-- Begin Given records --

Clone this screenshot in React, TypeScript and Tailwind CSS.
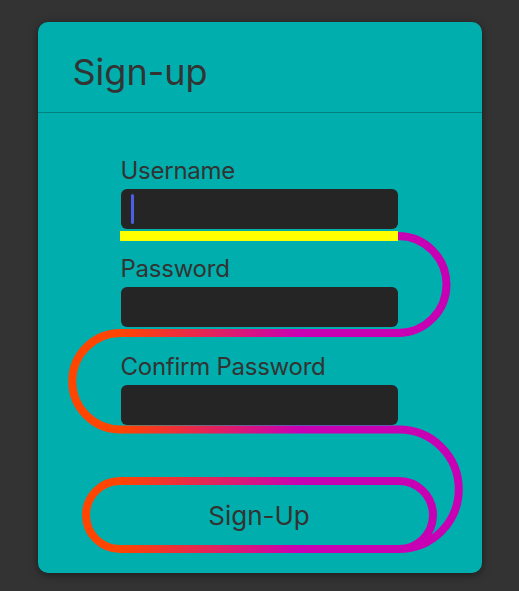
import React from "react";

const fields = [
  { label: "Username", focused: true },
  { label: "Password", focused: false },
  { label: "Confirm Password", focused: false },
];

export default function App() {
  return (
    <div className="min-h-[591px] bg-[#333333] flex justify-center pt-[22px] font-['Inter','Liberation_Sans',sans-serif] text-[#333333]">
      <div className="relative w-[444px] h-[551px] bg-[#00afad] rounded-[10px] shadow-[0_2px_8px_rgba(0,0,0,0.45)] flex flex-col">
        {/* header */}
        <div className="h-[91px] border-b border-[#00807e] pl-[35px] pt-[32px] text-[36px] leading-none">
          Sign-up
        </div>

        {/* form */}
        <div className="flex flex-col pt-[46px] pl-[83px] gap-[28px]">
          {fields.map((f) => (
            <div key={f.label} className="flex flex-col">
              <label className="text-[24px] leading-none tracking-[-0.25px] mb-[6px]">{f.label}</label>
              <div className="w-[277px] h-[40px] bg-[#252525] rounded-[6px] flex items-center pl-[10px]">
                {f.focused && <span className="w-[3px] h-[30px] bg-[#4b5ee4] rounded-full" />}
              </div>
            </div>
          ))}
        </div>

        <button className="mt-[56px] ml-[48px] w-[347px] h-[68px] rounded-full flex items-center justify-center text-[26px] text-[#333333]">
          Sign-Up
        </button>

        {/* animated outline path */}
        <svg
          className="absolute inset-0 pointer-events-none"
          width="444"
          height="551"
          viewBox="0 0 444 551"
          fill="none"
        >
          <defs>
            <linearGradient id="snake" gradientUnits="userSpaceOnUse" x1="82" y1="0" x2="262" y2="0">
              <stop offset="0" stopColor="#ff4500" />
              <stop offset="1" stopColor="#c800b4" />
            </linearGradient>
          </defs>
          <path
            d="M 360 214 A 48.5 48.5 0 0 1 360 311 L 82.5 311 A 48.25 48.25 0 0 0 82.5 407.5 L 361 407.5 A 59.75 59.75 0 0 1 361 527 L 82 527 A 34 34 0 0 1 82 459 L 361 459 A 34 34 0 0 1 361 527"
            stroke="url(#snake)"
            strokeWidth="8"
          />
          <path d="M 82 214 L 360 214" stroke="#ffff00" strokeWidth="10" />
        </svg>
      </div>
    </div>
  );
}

-- End Given records --
-- Begin Given records --

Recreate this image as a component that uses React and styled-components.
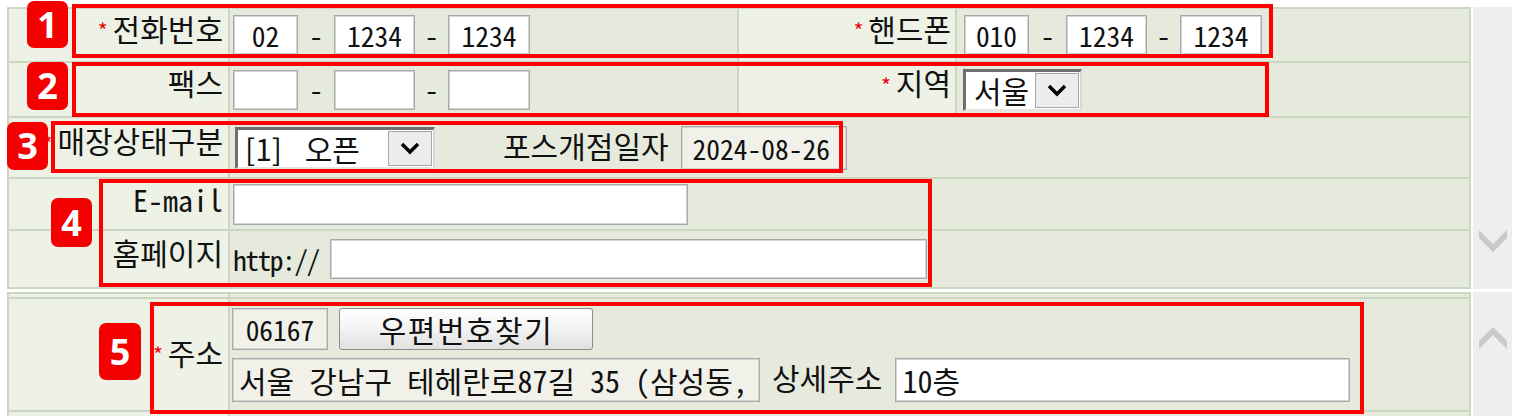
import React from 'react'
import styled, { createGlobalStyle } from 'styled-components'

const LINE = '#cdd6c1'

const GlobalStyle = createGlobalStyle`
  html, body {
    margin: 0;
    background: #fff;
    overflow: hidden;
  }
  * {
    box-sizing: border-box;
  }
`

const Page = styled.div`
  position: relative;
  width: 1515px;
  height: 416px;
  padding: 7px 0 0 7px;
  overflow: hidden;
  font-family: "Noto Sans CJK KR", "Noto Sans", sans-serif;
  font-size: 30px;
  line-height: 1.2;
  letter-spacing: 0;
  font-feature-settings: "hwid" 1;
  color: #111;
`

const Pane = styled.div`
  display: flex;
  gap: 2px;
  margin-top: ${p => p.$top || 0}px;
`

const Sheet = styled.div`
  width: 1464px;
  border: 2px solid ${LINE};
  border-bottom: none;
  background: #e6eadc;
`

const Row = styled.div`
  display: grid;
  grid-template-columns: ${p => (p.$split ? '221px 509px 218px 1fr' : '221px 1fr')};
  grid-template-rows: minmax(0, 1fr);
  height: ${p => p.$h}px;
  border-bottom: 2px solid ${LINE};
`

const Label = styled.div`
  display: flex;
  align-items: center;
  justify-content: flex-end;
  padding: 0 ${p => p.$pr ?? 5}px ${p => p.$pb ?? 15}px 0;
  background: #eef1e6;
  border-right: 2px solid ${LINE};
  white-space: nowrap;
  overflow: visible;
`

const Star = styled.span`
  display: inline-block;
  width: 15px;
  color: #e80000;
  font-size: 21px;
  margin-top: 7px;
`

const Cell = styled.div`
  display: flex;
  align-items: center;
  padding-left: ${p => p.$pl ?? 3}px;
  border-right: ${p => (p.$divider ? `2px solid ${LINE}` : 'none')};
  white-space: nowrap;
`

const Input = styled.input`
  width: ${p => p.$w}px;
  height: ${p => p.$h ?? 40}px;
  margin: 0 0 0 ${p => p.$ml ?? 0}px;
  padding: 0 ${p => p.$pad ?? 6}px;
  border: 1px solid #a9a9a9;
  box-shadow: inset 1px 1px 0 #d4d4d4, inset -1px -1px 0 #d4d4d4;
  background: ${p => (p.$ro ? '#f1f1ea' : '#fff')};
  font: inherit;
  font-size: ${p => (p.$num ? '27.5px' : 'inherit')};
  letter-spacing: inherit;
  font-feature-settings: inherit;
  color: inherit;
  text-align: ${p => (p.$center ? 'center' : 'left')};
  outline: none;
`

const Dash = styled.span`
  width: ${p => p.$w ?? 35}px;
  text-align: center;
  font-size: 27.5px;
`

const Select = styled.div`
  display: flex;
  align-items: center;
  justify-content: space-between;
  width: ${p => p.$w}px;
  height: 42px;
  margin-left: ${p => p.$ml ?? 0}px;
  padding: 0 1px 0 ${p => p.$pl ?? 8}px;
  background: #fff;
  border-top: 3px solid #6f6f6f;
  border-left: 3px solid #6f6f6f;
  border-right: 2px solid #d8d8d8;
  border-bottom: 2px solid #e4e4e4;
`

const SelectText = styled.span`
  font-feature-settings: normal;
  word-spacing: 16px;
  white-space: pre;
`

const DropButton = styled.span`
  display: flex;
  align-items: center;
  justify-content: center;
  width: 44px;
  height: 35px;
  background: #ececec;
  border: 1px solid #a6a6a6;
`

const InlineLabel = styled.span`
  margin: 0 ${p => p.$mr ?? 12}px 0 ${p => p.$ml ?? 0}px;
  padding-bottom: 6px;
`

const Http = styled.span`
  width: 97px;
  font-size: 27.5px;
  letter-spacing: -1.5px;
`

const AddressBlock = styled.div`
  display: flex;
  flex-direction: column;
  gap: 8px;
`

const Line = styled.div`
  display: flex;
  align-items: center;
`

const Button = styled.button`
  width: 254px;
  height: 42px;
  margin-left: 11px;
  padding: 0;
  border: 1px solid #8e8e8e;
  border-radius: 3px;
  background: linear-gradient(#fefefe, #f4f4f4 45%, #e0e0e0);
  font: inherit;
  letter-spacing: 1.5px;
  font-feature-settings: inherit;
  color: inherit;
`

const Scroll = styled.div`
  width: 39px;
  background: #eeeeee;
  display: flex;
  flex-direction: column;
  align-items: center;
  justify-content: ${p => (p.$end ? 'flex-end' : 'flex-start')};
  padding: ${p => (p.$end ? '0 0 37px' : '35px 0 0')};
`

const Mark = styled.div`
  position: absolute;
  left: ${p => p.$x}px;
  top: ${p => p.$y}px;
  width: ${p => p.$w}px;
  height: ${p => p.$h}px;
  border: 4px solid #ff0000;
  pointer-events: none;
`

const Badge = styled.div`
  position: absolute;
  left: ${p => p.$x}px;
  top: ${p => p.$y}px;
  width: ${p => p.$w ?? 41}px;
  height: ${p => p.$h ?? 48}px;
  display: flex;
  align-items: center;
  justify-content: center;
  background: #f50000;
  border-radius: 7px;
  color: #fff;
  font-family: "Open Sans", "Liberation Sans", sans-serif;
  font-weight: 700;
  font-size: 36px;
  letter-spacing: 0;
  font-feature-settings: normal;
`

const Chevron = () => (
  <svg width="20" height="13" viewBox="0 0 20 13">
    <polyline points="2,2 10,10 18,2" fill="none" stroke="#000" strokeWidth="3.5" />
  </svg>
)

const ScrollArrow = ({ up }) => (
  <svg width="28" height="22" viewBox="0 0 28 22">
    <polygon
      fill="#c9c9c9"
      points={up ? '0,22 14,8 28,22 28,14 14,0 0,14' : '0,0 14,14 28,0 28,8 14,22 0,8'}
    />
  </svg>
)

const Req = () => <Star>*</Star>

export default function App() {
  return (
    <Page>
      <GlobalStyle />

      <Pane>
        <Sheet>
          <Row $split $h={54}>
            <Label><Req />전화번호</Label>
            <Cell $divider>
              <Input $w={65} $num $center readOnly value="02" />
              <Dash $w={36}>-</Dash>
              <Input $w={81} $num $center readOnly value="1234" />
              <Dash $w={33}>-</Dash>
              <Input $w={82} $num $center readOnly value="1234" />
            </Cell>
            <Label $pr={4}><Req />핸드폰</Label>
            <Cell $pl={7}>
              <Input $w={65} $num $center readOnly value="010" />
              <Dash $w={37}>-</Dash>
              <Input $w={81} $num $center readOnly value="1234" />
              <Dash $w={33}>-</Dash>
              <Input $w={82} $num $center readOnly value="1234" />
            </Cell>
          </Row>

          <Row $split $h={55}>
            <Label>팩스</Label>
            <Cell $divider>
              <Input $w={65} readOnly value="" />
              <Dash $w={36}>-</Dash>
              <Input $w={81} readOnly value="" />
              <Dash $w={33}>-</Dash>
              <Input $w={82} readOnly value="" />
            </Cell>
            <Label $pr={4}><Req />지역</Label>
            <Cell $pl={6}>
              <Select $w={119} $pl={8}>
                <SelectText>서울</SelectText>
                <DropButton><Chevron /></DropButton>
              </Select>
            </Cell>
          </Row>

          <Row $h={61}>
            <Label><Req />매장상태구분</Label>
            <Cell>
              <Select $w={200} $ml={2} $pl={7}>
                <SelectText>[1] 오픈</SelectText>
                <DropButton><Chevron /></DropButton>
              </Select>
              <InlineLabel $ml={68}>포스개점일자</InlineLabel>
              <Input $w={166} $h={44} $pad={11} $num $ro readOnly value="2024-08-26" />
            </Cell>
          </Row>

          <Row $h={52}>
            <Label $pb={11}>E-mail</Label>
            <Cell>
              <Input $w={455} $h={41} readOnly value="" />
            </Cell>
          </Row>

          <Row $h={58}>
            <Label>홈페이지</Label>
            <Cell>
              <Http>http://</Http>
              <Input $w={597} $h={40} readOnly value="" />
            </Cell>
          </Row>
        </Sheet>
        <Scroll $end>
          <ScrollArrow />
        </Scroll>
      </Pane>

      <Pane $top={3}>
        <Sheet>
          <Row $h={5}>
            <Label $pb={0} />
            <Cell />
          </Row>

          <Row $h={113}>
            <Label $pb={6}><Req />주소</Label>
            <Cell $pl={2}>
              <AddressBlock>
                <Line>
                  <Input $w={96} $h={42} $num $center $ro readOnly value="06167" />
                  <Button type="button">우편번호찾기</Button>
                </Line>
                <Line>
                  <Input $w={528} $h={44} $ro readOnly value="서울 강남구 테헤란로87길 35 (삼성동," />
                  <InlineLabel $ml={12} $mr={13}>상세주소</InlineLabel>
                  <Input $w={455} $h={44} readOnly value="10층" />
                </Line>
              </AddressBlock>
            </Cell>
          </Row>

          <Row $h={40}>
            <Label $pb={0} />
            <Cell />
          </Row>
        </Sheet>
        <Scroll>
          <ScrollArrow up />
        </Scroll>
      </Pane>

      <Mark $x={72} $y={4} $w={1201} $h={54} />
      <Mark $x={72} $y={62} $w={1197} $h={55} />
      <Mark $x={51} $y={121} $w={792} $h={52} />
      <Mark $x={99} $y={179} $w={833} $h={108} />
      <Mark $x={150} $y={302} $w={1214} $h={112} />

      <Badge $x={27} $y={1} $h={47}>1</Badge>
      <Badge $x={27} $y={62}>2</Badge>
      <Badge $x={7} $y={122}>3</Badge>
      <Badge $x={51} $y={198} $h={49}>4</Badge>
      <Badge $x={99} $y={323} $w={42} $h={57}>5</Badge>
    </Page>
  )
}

-- End Given records --

What the task asks -> Report only the number of lines in the listing that contain the word "components".

Result of the task -> 2